Is there any hope for Alanis’s view that these scenarios are ironic?  I think that these scenarios may be considered unexpected if one assumes a very optimistic view of life in which we normally get what we want.  I think a lot of people hold this sort of view; a lucky few are even justified in holding it.  For them, when any of their desires are frustrated, as in (5) and (6), it comes as unexpected.  So I think (5) and (6) are, after all, unexpected: they are unexpected by extremely optimistic people. 

Further note that (5) and (6) arguably contain vanity-folly lessons.  (Again, I’m not claiming that the lessons are good lessons, and my case doesn’t require them to be.)

So, I think Alanis succeeds in providing irony of at least two types.  But perhaps the critics have in mind some other sense(s) of irony.  And there are plenty of alternatives out there.  Many are listed in Wikipedia, which says that

There is some argument about what is or is not ironic, but all the different senses of irony revolve around the perceived notion of an incongruity between (i) what is said and what is meant; or (ii) between an understanding of reality, or an expectation of a reality, and what actually happens.  [my numbering]

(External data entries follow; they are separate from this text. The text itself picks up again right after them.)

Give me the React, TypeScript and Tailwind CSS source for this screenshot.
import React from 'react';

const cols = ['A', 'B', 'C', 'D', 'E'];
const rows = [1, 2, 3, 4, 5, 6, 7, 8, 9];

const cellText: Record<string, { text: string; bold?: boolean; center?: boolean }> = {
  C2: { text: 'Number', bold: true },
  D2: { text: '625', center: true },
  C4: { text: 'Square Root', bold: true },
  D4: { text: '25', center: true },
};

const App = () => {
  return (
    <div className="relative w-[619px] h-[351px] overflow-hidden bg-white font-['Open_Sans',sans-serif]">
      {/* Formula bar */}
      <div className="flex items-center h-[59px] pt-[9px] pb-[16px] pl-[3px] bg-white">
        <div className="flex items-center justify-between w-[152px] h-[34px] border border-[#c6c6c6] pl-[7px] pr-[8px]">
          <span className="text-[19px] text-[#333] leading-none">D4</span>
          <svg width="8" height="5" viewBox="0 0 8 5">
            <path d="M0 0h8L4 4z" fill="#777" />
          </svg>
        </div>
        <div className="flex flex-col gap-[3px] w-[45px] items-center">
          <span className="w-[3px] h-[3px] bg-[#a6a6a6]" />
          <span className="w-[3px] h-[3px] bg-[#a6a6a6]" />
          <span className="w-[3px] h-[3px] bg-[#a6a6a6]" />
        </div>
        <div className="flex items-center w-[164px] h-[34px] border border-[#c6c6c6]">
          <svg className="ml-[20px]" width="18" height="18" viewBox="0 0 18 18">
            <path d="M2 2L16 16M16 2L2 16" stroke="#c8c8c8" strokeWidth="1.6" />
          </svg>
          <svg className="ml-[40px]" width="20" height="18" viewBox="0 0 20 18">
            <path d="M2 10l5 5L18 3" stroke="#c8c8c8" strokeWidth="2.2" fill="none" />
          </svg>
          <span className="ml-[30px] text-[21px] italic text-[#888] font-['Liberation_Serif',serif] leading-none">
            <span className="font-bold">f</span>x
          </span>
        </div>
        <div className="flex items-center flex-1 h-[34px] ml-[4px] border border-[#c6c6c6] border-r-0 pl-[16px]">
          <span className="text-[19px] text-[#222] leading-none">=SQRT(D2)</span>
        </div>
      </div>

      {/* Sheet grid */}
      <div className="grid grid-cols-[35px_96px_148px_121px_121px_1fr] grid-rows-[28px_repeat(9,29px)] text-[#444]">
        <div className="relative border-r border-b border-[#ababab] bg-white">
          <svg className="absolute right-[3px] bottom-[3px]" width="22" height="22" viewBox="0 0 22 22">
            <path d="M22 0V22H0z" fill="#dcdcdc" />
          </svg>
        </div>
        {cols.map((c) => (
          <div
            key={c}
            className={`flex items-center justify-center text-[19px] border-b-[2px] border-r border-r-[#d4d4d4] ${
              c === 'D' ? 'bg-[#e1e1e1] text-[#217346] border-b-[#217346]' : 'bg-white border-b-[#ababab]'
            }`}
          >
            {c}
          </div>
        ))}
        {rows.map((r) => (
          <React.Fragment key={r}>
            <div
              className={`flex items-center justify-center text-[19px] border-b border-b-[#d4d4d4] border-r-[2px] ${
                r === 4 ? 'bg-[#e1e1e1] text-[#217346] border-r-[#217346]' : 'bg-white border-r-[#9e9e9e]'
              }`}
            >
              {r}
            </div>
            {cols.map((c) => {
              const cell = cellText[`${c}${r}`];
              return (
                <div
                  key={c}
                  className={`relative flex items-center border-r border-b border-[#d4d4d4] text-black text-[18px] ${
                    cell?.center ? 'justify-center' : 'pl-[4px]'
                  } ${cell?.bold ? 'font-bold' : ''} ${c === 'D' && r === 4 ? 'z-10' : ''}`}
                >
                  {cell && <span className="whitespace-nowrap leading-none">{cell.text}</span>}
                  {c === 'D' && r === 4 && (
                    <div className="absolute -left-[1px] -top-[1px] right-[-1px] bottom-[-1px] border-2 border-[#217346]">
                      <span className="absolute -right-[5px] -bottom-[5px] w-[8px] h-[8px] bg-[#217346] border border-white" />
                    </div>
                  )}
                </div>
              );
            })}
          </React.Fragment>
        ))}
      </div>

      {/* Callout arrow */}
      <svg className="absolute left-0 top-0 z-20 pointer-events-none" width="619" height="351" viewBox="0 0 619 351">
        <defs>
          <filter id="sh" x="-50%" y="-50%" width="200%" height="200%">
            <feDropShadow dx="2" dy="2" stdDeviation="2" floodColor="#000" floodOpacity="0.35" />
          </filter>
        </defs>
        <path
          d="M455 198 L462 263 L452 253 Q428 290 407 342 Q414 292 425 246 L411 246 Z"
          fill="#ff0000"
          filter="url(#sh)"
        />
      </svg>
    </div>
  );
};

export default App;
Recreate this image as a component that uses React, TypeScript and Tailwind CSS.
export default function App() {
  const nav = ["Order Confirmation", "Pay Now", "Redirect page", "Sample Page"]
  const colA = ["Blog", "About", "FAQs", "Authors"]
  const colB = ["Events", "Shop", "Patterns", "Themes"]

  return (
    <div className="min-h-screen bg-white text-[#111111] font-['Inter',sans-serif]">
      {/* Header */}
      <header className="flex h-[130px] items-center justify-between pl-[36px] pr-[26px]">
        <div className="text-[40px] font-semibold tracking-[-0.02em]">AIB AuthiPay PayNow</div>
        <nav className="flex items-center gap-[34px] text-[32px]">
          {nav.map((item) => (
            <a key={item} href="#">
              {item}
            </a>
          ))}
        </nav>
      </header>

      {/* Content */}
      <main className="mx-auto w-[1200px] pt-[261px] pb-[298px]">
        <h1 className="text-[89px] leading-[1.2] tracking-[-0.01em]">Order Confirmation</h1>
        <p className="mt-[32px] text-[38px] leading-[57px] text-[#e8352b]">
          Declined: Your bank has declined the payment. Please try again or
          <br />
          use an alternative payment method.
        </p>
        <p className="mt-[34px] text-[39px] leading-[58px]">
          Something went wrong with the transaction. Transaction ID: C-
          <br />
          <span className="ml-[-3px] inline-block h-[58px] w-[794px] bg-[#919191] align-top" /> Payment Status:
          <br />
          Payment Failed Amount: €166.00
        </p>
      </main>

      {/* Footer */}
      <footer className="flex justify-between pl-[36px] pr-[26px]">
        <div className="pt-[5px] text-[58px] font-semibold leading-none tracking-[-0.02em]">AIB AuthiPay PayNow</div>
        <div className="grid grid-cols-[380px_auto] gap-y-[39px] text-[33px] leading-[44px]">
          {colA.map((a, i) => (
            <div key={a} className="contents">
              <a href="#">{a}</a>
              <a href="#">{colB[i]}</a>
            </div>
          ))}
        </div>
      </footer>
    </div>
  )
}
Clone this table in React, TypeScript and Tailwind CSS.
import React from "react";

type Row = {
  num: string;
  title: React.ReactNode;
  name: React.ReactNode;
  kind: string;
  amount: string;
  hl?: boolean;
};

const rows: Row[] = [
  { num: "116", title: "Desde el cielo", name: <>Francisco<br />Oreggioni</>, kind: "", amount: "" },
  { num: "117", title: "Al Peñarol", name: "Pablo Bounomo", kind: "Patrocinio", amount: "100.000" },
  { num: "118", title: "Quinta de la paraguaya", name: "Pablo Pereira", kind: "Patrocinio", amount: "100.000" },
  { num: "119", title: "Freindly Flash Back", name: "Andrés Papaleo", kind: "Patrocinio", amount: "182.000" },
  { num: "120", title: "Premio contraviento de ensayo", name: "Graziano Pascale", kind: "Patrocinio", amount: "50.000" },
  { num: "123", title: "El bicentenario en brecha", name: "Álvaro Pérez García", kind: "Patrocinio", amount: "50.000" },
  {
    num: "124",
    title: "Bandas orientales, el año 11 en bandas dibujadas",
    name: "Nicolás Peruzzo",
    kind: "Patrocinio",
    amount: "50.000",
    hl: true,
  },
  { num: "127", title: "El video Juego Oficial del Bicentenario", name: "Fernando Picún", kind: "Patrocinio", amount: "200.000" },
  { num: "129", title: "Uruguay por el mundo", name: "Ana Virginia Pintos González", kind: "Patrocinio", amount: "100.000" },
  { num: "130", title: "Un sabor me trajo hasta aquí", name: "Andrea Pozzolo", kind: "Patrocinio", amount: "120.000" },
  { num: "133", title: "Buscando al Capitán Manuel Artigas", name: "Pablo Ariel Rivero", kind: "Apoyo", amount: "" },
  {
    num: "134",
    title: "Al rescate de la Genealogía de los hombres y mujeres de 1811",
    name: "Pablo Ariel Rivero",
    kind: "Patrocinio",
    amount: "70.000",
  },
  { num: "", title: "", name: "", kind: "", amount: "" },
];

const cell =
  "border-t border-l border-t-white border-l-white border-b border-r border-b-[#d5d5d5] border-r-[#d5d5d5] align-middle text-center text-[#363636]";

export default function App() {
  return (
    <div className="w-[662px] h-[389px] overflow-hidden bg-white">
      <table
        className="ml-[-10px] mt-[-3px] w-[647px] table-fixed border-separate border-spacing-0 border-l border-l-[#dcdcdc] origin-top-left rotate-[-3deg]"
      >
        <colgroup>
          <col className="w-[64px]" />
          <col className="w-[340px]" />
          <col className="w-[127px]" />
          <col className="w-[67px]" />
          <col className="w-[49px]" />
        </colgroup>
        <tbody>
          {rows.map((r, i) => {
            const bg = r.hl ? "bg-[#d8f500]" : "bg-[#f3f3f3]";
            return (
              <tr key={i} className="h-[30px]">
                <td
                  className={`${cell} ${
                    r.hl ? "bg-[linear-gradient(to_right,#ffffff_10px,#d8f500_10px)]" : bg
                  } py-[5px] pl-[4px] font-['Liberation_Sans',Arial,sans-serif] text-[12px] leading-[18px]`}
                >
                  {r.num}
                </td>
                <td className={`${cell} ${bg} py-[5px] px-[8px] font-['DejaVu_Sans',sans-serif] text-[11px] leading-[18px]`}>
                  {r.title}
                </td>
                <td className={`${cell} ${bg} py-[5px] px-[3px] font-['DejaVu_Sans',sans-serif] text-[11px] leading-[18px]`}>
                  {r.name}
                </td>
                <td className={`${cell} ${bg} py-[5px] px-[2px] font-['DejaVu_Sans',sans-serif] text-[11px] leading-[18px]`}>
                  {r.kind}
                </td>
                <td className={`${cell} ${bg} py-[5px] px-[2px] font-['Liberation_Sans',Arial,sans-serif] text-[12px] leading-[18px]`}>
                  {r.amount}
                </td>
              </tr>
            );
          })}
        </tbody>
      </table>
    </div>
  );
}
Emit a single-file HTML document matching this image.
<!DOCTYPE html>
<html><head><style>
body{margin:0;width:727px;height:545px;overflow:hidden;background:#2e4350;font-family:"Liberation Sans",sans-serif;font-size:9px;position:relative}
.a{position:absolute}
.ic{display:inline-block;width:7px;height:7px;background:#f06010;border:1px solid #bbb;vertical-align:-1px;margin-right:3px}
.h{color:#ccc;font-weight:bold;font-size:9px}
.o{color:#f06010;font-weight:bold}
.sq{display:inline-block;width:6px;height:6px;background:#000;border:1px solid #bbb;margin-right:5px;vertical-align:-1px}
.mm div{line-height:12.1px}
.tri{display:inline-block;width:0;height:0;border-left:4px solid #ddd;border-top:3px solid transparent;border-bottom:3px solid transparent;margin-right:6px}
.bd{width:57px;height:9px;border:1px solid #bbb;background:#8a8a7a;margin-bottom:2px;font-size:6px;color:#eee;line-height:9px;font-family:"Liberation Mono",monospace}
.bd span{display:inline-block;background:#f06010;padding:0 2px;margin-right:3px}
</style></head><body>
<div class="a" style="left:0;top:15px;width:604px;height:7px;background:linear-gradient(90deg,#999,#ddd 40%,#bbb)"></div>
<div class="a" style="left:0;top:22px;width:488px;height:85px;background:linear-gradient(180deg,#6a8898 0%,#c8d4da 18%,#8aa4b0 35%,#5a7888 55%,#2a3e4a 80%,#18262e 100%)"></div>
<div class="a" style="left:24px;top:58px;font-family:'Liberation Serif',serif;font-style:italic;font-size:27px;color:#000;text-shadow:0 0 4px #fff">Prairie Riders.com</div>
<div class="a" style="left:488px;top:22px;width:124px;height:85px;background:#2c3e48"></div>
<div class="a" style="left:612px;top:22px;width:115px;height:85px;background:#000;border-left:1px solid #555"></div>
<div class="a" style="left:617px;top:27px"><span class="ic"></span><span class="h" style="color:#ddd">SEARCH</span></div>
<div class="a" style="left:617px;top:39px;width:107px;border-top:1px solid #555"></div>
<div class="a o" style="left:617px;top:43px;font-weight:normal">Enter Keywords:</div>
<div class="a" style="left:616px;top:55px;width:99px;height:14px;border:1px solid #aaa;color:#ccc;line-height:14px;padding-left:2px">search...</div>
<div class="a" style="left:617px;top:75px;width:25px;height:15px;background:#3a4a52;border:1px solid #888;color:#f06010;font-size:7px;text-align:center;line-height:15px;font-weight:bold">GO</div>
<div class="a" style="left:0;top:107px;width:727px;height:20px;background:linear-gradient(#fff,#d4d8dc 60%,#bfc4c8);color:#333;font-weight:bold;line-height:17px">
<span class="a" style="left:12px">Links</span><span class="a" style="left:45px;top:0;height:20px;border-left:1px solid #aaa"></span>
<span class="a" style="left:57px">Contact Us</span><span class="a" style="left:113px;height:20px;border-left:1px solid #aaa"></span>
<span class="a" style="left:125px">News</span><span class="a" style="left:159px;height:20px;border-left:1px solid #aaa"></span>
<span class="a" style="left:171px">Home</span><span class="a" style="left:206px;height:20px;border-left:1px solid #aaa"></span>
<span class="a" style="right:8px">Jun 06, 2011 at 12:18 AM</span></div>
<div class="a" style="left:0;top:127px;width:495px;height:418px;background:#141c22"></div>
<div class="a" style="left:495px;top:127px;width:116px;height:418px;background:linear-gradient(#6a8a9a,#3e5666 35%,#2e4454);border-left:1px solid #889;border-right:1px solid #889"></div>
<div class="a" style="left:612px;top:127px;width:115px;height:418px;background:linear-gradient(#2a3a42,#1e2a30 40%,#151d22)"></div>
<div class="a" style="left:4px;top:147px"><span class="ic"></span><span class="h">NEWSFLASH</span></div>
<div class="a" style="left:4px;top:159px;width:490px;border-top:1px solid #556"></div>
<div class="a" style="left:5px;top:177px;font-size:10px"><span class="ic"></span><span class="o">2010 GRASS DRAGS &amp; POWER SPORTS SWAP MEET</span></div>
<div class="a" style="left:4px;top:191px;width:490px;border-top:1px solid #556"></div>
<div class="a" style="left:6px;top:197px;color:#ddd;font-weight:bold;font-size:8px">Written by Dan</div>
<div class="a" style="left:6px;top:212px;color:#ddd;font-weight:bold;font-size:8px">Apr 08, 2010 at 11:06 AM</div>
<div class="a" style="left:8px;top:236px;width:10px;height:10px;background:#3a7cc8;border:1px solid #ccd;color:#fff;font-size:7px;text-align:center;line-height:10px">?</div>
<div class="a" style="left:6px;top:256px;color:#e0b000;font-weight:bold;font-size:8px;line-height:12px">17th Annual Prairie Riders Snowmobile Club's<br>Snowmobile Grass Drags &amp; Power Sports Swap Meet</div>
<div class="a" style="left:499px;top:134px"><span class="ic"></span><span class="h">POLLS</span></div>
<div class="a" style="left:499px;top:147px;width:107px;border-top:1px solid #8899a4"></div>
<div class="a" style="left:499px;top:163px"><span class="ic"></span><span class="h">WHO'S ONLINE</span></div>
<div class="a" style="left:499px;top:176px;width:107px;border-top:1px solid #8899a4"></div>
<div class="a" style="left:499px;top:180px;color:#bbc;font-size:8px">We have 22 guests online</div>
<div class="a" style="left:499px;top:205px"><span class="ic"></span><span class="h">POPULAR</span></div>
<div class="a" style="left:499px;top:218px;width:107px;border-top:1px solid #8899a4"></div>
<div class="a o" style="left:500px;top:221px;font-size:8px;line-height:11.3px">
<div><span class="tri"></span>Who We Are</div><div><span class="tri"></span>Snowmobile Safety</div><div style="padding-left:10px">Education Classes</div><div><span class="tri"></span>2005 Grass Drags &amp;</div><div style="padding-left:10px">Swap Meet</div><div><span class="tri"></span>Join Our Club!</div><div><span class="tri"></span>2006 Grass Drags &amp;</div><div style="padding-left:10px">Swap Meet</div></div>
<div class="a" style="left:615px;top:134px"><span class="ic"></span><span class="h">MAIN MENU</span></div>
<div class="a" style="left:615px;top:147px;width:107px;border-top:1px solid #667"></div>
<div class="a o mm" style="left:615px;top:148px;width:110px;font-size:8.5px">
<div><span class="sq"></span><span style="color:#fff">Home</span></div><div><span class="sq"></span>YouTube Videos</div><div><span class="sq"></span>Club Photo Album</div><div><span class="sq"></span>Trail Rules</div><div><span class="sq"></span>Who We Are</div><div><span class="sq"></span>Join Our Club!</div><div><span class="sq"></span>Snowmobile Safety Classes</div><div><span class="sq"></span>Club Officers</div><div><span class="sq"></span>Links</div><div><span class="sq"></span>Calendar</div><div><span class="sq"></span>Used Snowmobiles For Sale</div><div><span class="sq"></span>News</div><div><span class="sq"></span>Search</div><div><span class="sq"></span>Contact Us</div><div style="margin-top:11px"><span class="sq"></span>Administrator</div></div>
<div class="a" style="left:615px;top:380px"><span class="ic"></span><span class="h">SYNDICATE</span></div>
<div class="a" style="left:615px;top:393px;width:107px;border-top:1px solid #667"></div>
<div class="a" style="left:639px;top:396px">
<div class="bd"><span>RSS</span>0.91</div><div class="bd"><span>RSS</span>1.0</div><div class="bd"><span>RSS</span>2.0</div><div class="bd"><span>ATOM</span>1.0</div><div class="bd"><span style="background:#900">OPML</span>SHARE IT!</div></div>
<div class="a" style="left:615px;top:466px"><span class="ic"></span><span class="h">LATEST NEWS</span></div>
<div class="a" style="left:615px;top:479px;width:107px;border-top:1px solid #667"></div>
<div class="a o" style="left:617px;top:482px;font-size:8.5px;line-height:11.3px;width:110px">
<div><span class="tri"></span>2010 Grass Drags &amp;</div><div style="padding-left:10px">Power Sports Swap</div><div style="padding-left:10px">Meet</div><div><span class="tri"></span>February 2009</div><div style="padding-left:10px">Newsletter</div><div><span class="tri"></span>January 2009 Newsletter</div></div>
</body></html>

I think my argument above strongly supports thinking Alanis’s scenarios are ironic in the (ii) senses.  But perhaps Alanis’s critics are assuming that all genuine forms irony are along the lines of (i).  And it does seem fair to say Alanis has failed to be (i)-style ironic.  So it seems everything hinges on whether (ii)-style irony is a genuine form of irony.  But it seems to me to be generally accepted that it is.  QED.